The Standards Board Programming Committee had its initial meeting for 2018 Q1. Below is a summary of every proposal, and the current status of each.

Pay attention to these fields: these are mandatory actions that will affect you.

Proposal: Adding QTM Volatility Measure

Status: Approved

Date of Adoption: Immediate

We will be adding a new measure to the QTM standard: Volatility. This measure is based off of this article on dev.to, and will help project managers identify problems with review and code quality processes.

The Volatility field has already been added to Maniphest, and should be included on every bug report.

Further details about Volatility will be added to the QTM documentation in the coming weeks.

It is now mandatory that bugs include a Volatility rating.

Proposal: Adoption of Clang 5.0

Status: Approved

Date of Adoption: Wed, 17 January 2018

We are updating to the latest version of the LLVM Clang compiler. Instructions will be updated on or before the adoption date.

All developers will be expected to update their compilers as soon as possible after the date of adoption.

Proposal: Adoption of C++17

Status: Postponed

After careful consideration, we have decided to delay official adoption of the the new C++17 standard until libc++ fully supports it.

Developers are still encouraged to experiment with the new standard, which is possible simply by using the --std=c++17 flag on Clang 5 (or later) or GCC 7 (or later)

Proposal: Mandatory Adoption of libc++

Status: Rejected

Because of difficulties in installing LLVM libc++ on Linux systems, use of this standard library will continue to be optional.

Developers may choose to install and use it if they wish, and the standards will include the recommended version and a link to instructions. However, we will not be requiring libc++.

Proposal: Mandatory Ubuntu 18.04 LTS Upgrade

Status: Approved

Date of Adoption: Mon, 14 May 2018

The new LTS [Long-Term Support] version of Ubuntu is set to release in late April 2018. In May (the week after most school's finals week), we will be initiating a mandatory upgrade for all Programming [Dept] staff. This will help minimize overall work disruptions.

More information about this upcoming release can be found on itsfoss.com. Additional details about the upgrade will be coming closer to the date of adoption.

Hawksnest will not be upgraded. However, the Jenkins build environment will be recreated to use 18.04.

The week of 14 May, the entire programming department will be upgrading their systems to Ubuntu 18.04 LTS. This upgrade is mandatory. Be prepared in advance: back up your computer, have a list of your software, and schedule a day that week to perform the upgrade.

Proposal: Kivy Version Lock

Status: Approved

Date of Adoption: Immediate

To minimize future packaging issues with Kivy on Debian, we will be locking which version of the Kivy GUI library we use.
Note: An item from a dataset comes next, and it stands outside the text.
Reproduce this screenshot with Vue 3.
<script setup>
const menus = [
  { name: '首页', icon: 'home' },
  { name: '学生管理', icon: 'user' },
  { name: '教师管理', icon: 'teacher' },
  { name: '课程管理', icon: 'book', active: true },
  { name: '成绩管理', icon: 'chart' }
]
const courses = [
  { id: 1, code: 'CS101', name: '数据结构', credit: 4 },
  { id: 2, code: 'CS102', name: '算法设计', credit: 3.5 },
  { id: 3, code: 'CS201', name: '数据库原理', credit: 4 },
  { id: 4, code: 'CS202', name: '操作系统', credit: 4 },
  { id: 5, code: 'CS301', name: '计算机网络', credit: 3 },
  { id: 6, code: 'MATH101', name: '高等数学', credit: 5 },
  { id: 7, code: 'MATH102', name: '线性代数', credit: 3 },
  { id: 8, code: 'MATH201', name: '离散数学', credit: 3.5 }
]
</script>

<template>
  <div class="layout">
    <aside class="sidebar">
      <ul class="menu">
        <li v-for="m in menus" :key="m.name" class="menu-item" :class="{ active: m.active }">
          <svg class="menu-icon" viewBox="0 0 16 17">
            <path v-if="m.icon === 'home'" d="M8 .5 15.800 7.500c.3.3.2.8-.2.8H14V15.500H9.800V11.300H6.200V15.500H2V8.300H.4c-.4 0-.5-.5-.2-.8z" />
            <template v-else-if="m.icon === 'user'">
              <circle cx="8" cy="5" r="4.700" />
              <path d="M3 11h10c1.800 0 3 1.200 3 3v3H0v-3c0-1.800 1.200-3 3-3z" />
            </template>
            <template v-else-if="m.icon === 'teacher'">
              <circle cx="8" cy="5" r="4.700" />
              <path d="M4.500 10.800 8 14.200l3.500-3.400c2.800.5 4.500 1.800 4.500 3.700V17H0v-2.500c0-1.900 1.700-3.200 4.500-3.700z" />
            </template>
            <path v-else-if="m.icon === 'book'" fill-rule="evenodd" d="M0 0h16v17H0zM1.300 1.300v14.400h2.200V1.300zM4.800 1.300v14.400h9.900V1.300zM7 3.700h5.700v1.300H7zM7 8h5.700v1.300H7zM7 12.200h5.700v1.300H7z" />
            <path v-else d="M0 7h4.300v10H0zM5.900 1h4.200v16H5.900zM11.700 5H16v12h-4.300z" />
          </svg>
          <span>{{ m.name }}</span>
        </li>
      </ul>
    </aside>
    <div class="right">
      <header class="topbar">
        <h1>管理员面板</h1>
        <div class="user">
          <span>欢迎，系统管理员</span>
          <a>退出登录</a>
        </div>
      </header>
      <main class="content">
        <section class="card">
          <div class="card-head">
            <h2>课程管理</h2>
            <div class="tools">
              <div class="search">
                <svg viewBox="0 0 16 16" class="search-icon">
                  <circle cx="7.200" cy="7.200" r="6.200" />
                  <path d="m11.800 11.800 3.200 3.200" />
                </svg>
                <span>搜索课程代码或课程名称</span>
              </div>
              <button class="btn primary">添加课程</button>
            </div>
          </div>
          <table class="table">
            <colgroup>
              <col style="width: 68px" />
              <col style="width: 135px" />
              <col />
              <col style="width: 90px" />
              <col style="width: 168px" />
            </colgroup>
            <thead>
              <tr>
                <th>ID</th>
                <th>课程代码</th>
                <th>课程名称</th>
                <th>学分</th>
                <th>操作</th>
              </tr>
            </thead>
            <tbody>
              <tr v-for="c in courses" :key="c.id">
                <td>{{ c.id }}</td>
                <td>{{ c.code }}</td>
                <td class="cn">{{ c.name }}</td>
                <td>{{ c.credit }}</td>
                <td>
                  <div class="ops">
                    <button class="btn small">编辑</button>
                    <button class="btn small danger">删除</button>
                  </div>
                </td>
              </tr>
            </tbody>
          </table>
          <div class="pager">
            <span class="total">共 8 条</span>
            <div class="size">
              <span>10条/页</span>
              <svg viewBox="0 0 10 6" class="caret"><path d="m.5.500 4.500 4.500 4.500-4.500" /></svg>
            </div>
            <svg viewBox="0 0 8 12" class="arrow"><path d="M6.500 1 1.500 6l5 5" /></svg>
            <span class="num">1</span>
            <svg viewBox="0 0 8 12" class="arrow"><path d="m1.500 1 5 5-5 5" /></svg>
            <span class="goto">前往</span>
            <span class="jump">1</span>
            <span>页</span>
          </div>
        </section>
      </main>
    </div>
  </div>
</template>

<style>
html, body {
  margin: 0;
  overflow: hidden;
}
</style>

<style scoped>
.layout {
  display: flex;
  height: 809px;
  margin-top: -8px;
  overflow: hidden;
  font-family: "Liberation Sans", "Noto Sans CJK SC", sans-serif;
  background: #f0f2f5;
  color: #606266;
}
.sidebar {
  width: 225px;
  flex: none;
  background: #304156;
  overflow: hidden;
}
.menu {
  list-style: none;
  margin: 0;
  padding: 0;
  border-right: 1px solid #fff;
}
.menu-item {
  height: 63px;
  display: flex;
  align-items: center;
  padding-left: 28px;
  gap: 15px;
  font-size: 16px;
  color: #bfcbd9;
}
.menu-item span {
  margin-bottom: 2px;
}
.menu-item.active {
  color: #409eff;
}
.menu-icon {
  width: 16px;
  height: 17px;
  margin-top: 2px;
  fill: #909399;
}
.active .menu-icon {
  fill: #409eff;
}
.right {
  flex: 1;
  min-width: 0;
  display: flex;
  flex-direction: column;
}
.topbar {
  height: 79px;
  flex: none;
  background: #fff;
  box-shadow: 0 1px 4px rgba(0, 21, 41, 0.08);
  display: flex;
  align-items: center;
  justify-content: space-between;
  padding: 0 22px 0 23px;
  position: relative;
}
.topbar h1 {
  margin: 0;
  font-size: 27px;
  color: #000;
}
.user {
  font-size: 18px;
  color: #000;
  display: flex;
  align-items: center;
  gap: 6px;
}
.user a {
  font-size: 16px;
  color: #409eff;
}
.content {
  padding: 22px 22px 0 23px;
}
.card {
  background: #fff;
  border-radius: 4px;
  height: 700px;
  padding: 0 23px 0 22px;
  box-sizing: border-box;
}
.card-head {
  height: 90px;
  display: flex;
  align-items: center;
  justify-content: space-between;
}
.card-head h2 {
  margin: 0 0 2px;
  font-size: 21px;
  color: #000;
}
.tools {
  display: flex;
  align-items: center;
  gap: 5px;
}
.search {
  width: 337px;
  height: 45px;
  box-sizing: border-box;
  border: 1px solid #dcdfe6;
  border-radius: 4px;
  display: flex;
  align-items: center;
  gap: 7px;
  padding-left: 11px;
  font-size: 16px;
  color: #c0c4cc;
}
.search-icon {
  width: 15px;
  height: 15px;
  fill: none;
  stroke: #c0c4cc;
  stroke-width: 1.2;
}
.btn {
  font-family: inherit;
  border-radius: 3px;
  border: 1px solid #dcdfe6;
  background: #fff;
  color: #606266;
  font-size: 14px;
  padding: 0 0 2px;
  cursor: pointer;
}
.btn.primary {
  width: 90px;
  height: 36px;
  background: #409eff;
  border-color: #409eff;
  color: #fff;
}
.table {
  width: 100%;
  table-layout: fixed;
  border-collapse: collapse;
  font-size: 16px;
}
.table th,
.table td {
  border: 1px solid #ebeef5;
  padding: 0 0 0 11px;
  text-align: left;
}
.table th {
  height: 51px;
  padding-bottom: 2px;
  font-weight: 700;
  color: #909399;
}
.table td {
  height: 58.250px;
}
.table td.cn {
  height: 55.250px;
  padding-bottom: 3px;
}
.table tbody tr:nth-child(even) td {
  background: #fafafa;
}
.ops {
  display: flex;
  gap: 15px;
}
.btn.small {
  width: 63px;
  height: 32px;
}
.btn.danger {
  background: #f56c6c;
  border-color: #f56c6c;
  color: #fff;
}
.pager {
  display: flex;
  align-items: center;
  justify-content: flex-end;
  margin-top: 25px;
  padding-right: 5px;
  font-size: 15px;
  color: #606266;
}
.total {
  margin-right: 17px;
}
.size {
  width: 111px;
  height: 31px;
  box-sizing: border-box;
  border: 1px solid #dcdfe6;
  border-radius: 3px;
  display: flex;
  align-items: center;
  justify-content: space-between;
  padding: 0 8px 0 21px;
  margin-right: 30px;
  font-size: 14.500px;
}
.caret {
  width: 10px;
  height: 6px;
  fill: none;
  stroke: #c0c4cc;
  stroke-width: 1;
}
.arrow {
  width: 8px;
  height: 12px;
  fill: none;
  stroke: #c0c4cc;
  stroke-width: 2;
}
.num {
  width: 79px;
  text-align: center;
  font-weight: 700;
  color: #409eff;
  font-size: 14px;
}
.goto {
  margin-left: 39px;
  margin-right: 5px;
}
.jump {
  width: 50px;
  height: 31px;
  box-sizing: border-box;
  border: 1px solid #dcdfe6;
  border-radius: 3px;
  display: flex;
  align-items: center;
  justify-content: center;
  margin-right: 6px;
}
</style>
This will allow us to rely on Debian packages, instead of PIP packages, for Kivy and Cython.

We will offically be using whatever version of Kivy is released in Ubuntu 18.04 LTS. We expect this to be Kivy 1.10.0, so we are tentatively version-locking to that until we have additional information.

We will be version-locking to Kivy 1.10.0 until further notice.

Proposal: IDE Recommendation

Status: Pending

Date of Vote: 23 Feb 2018

While we will continue indefinitely with our policy of NOT mandating which IDE any developer uses, we do offer an official IDE recommendation for newly-onboarded developers.

After considering several candidates, including the currently-recommended IDE Code::Blocks, we have decided to test the new Visual Studio Code (not to be confused with Visual Studio). The standards board will be testing this IDE for the next several weeks, and will be voting on whether to officially recommend this IDE.

Visual Studio Code is open source (MIT licensed source code), and runs on all major operating systems. More information can be found on the product website. The version from Microsoft has an additional EULA which appears to be acceptable (although you may want to disable telemetry reporting.)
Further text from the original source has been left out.